Probably the most significant usage of these protocols has been in pursuit of the decriminalisation of homosexuality in Tasmania when Nicholas Toonan took a case to the UN Human Rights Committee.  In 1994, the Committee found that sexual orientation was included in antidiscrimination provisions in the International Covenant on Civil and Political Rights and Australia was therefore in breach of the Covenant.  It took another three years before the archaic Tasmanian laws were repealed, but taking the case to the Human Rights Committee demonstrated just how out of step Tasmanian laws were with international norms. Given that Toonan sought to work through the UN with sympathetic foreign governments to shame the Tasmanian government into changing its laws, under the Espionage and Foreign Interference Bill he could have been vulnerable to charges of foreign interference and faced up to 25 years or life imprisonment.

Charities such as WWF Australia and the Australian Conservation Foundation are often asked by international bodies to provide independent analysis and scientific assessment of the Australian government’s environmental performance.  Yet briefing the International Union for the Conservation of Nature on failure to address threats to endangered species or giving evidence to the OECD on shortfalls in Australia’s environmental record could result in espionage charges and imprisonment.

Amnesty International fears that the bill will effectively muzzle human rights advocates who gather information on breaches of human rights conditions and then discuss this with representatives of foreign governments and with the UN.  They fear espionage charges under the bill’s provisions.

In a further example, if an NGO blocked access to an MP’s office during a protest on the recent revelations about the behaviour of the SAS in Afghanistan, the charge could be sabotage in relation to national security.

The second bill, the Foreign Influence Transparency Scheme Bill,  has been given unprecedented treatment.  It also went to the Intelligence and Security Committee headed by Andrew Hastie.  Although submissions had closed and the committee was expected to report, instead the Attorney-General last week announced further substantial amendments and reopened the inquiry for just over one week.

Despite these amendments, civil society will still have many circumstances in which they are required to register as an agent of a foreign principal or government.
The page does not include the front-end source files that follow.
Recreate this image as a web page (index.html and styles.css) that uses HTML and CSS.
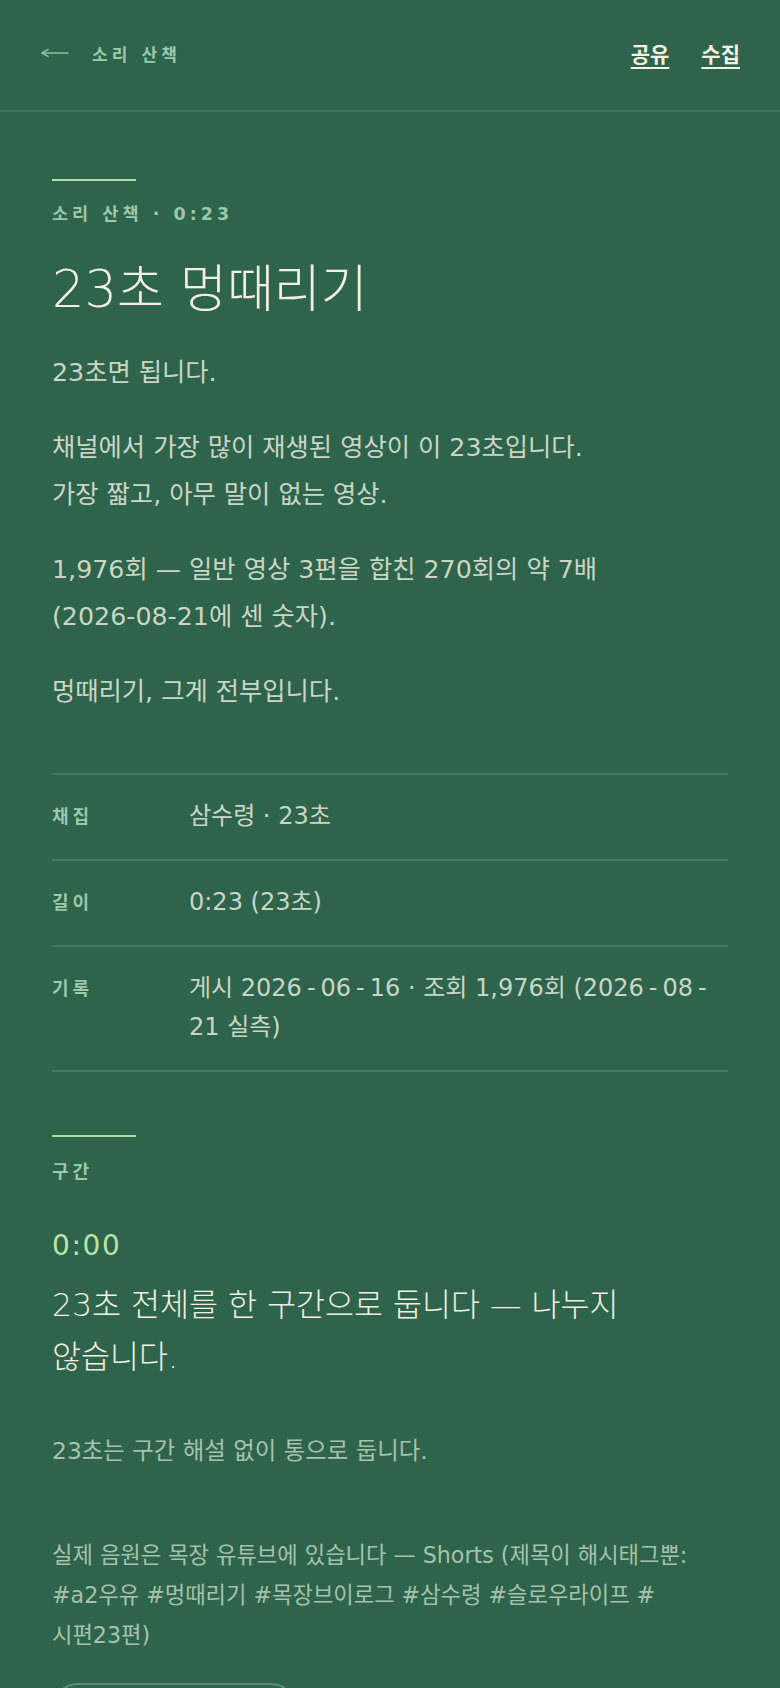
FILE: index.html
```html
<!DOCTYPE html>
<html lang="ko">
<head>
<meta charset="utf-8">
<title>23초 멍때리기 — 소리 산책</title>
<link rel="stylesheet" href="styles.css">
</head>
<body>
<header class="topbar">
  <a class="back" href="#">
    <svg class="back-arrow" width="28" height="10" viewBox="0 0 28 10" aria-hidden="true">
      <path d="M1 5H27M1 5L7 1.6M1 5L7 8.4" fill="none" stroke="currentColor" stroke-width="1.6" stroke-linecap="round"/>
    </svg>
    <span class="back-label">소리 산책</span>
  </a>
  <nav class="actions">
    <a class="action" href="#">공유</a>
    <a class="action" href="#">수집</a>
  </nav>
</header>

<main class="page">
  <section class="intro">
    <div class="accent"></div>
    <p class="kicker">소리 산책 · 0:23</p>
    <h1 class="title">23초 멍때리기</h1>
    <div class="prose">
      <p>23초면 됩니다.</p>
      <p>채널에서 가장 많이 재생된 영상이 이 23초입니다.<br>가장 짧고, 아무 말이 없는 영상.</p>
      <p>1,976회 — 일반 영상 3편을 합친 270회의 약 7배<br>(2026-08-21에 센 숫자).</p>
      <p>멍때리기, 그게 전부입니다.</p>
    </div>
  </section>

  <dl class="meta">
    <div class="meta-row">
      <dt class="meta-key">채집</dt>
      <dd class="meta-val">삼수령 · 23초</dd>
    </div>
    <div class="meta-row">
      <dt class="meta-key">길이</dt>
      <dd class="meta-val">0:23 (23초)</dd>
    </div>
    <div class="meta-row">
      <dt class="meta-key">기록</dt>
      <dd class="meta-val">게시 2026<span class="dash">‐</span>06<span class="dash">‐</span>16 · 조회 1,976회 (2026<span class="dash">‐</span>08<span class="dash">‐</span>21 실측)</dd>
    </div>
  </dl>

  <section class="segments">
    <div class="accent"></div>
    <h2 class="section-label">구간</h2>
    <div class="segment">
      <p class="seg-time">0:00</p>
      <p class="seg-text">23초 전체를 한 구간으로 둡니다 — 나누지 않습니다.</p>
    </div>
    <p class="note">23초는 구간 해설 없이 통으로 둡니다.</p>
    <p class="source">실제 음원은 목장 유튜브에 있습니다 — Shorts (제목이 해시태그뿐: #a2우유 #멍때리기 #목장브이로그 #삼수령 #슬로우라이프 #<br>시편23편)</p>
    <a class="pill" href="#">목장 유튜브에서 듣기 ↗</a>
  </section>
</main>
</body>
</html>
```

FILE: styles.css
```css
* { box-sizing: border-box; }

html, body {
  margin: 0;
  padding: 0;
  background: #2e644b;
}

body {
  font-family: "DejaVu Sans", "Noto Sans CJK KR", sans-serif;
  color: #cbd5c6;
  word-break: keep-all;
}

a { color: inherit; text-decoration: none; }

.topbar {
  height: 112px;
  padding: 0 40px 4px 41px;
  display: flex;
  align-items: center;
  justify-content: space-between;
  border-bottom: 2px solid rgba(255, 255, 255, 0.1);
}

.back {
  display: flex;
  align-items: center;
  gap: 23px;
  color: #9cc9aa;
}

.back-arrow {
  color: #8cbf9e;
}

.back-label {
  font-size: 17px;
  font-weight: 700;
  letter-spacing: 0.24em;
}

.actions {
  display: flex;
  gap: 32px;
}

.action {
  font-size: 21px;
  font-weight: 700;
  color: #f4f0e2;
  text-decoration: underline;
  text-decoration-thickness: 2px;
  text-underline-offset: 5px;
}

.page {
  padding: 67px 52px 80px;
}

.accent {
  width: 84px;
  height: 2px;
  background: #b7dca0;
}

.kicker {
  margin: 21px 0 0;
  font-size: 17.5px;
  line-height: 24px;
  font-weight: 700;
  letter-spacing: 0.23em;
  color: #9dc8a9;
}

.title {
  margin: 33px 0 0;
  font-size: 51px;
  line-height: 62px;
  font-weight: 300;
  color: #f3efe0;
}

.prose {
  margin-top: 28px;
  display: flex;
  flex-direction: column;
  gap: 28px;
}

.prose p {
  margin: 0;
  font-size: 25.3px;
  line-height: 47px;
}

.meta {
  margin: 58px 0 0;
  border-top: 2px solid rgba(255, 255, 255, 0.13);
}

.meta-row {
  display: grid;
  grid-template-columns: 137px 1fr;
  padding: 22px 0 23px;
  border-bottom: 2px solid rgba(255, 255, 255, 0.13);
}

.meta-key {
  margin: 0;
  font-size: 18px;
  line-height: 39px;
  font-weight: 700;
  letter-spacing: 0.22em;
  color: #9dc8a9;
}

.meta-val {
  margin: 0;
  font-size: 24px;
  line-height: 39px;
  color: #cbd5c6;
}

.dash {
  margin: 0 5px;
}

.segments {
  margin-top: 63px;
}

.section-label {
  margin: 23px 0 0;
  font-size: 18px;
  line-height: 24px;
  font-weight: 700;
  letter-spacing: 0.22em;
  color: #9dc8a9;
}

.segment {
  margin-top: 42px;
}

.seg-time {
  margin: 0;
  font-size: 28px;
  line-height: 40px;
  letter-spacing: 0.06em;
  color: #bde2a6;
}

.seg-text {
  margin: 13px 0 0;
  font-size: 31.5px;
  line-height: 52px;
  font-weight: 300;
  color: #f3efe0;
}

.note {
  margin: 48px 0 0;
  font-size: 23.4px;
  line-height: 40px;
  color: #a6c2ac;
}

.source {
  margin: 64px 0 0;
  font-size: 22.2px;
  line-height: 40px;
  color: #a6c2ac;
}

.pill {
  display: inline-block;
  margin-top: 28px;
  padding: 12px 30px;
  border: 2px solid rgba(255, 255, 255, 0.25);
  border-radius: 26px;
  font-size: 18px;
  line-height: 24px;
  color: #cbd5c6;
}
```
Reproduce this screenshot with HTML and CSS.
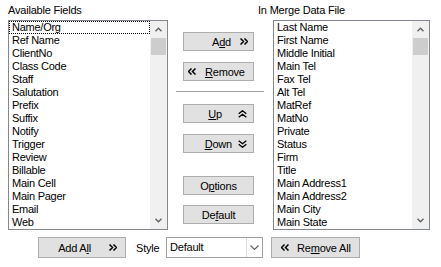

Charities engaged in aid and development work, conservation and human rights all interact at varying levels with foreign governments.  All seek to debate and influence Australian government policy to better deliver on their charitable objectives – a fundamental basis of our democratic practice and inherent in the role of civil society.

Requiring charities to register as acting on behalf of a foreign government where there are only tenuous links between them is nonsensical, no matter what the provisos.  For civil society, there is a regulatory burden, criminal penalties for not-compliance and the potential for serious damage to their international reputations, and all for no public policy value.

As I write, Labor has not announced its position on the bill, but it is showing signs of debate fatigue and the government’s pressure to bring on the bills has been relentless.  Civil society has been given an impossible task to obtain quality legal and constitutional advice on its legal complexities, assess its importance in relation to all civil society organisations and put together an appropriate response in the short timeframe.   They have not had time to develop responses to pressure Labor and the government, much less to inform their constituents.  There is a real danger Labor may agree to the bill in its current form out of debate fatigue and a desire to not face elections on the issue of ‘national security’.  The bill is expected to be brought on as soon as the second sitting week beginning on 26 June.

Reports suggest that Mark Dreyfus for Labor has argued conscientiously within the Intelligence and Security Committee for amendments, but the bills are complex and their reach is vast.  Such legislation requires careful consideration, due debate and opportunities for many parties to consider how it might affect them.  The government’s speed in having the content of the bills finalised is not only unseemly, unprecedented and provocative, but risks Australia’s commitment to international human rights law, the loss of important democratic freedoms and long prison terms for civil society members.

(These two bills are part of a package of three bills introduced by the government to address the issue of foreign influence. A third bill, Electoral Legislation Amendment (Electoral Funding and Disclosure Reform) Bill, on which I reported earlier, is not currently being given the urgency of these two bills following criticism by the IPA, conservative Murdoch Press columnists and Australia’s main civil society organisations.)

Dr Joan Staples was the ACF National Liaison Officer during the Hawke Government and is currently an honorary Principal Research Fellow in the School of Global, Urban and Social Studies at RMIT University. Her research area is the democratic role of civil society.